__DATA RECORDS__.
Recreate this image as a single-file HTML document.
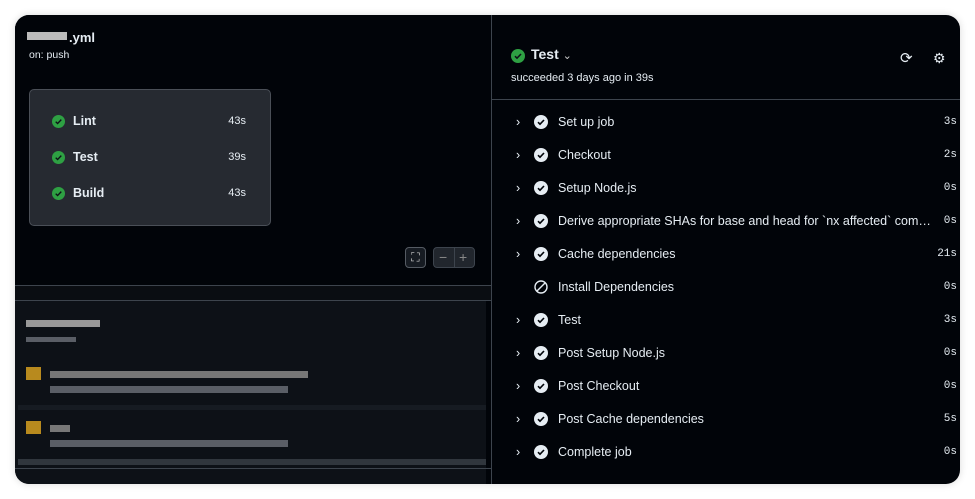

* * *

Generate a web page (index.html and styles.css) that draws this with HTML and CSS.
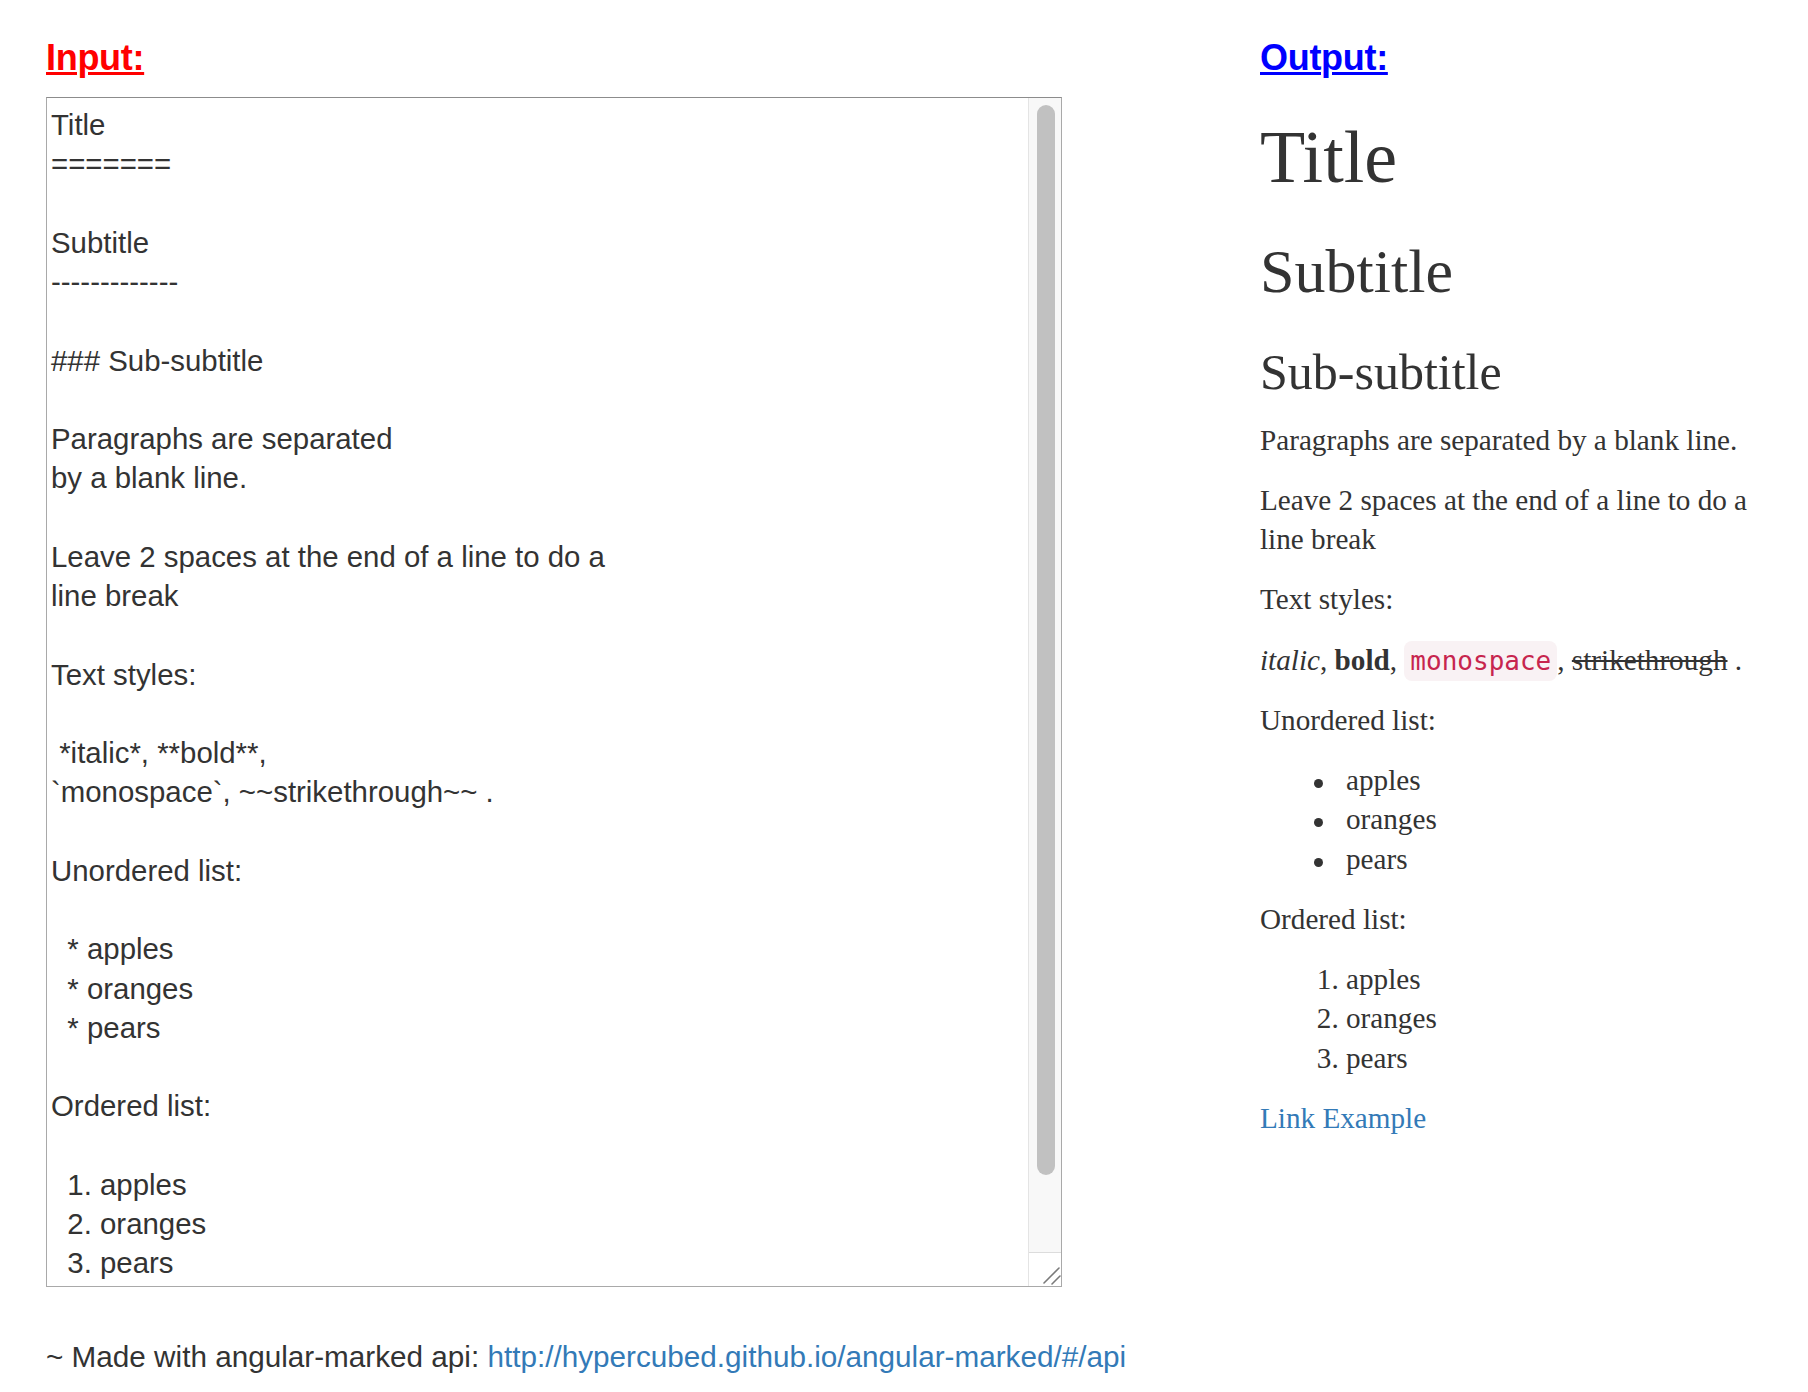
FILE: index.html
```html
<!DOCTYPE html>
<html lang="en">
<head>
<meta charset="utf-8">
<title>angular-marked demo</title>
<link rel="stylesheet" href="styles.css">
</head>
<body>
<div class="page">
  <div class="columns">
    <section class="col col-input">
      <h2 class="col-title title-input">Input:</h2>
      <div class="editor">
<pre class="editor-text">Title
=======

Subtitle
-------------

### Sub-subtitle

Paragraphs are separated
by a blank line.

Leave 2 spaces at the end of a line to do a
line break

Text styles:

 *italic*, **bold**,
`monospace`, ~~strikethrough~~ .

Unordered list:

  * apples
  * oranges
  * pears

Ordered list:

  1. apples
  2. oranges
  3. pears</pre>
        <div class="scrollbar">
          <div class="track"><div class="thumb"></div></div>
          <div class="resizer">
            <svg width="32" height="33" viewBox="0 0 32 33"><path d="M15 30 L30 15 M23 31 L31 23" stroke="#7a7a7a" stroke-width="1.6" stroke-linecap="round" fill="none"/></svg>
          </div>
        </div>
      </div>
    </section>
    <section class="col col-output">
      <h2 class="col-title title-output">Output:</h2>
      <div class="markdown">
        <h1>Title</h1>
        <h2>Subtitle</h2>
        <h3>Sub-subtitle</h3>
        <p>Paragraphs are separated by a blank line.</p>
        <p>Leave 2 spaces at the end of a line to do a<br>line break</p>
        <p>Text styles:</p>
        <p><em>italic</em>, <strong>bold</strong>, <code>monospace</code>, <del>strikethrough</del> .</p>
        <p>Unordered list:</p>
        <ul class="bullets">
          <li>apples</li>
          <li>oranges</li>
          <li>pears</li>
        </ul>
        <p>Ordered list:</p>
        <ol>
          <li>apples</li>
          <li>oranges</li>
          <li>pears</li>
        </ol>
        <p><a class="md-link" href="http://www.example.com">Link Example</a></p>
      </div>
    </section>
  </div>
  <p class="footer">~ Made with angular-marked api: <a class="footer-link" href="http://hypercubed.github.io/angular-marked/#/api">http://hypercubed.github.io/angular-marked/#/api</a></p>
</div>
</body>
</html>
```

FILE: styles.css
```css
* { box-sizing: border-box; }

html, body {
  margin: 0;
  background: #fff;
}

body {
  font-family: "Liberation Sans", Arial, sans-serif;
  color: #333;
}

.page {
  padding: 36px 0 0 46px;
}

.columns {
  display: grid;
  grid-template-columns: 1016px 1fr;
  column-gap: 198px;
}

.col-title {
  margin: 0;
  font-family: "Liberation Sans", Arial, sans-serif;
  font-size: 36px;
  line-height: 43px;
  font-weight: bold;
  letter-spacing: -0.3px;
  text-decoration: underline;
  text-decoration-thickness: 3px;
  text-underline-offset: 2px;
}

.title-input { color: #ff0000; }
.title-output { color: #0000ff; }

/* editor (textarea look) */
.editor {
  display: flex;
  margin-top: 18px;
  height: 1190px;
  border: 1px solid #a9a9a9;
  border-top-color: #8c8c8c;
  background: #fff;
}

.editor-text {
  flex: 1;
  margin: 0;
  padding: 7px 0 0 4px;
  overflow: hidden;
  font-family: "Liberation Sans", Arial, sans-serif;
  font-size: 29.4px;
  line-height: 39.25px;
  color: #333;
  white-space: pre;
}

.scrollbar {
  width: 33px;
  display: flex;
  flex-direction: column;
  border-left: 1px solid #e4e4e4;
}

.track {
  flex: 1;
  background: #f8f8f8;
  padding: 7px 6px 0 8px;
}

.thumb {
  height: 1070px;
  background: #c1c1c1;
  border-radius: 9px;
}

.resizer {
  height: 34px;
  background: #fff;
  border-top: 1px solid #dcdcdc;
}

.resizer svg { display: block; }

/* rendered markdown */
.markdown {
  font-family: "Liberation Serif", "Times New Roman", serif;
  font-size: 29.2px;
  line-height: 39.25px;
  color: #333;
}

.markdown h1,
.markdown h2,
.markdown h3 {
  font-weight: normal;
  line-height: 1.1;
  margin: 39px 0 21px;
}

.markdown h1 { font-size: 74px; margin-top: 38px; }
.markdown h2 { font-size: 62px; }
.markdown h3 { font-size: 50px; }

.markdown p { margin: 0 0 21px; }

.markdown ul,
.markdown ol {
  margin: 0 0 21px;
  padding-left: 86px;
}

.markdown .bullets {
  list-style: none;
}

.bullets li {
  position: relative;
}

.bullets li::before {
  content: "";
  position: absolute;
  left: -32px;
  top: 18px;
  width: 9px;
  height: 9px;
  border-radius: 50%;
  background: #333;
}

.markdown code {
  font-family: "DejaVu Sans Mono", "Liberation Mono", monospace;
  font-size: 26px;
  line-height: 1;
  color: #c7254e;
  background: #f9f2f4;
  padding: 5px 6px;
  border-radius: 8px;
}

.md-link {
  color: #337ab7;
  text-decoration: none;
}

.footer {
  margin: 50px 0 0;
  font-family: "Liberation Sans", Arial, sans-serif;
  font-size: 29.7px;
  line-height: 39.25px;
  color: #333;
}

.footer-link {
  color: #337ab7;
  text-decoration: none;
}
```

__PROBLEM REQUIREMENTS__. Write only the number of lines in the data above that include "page".

__WRITTEN ANSWER__. 3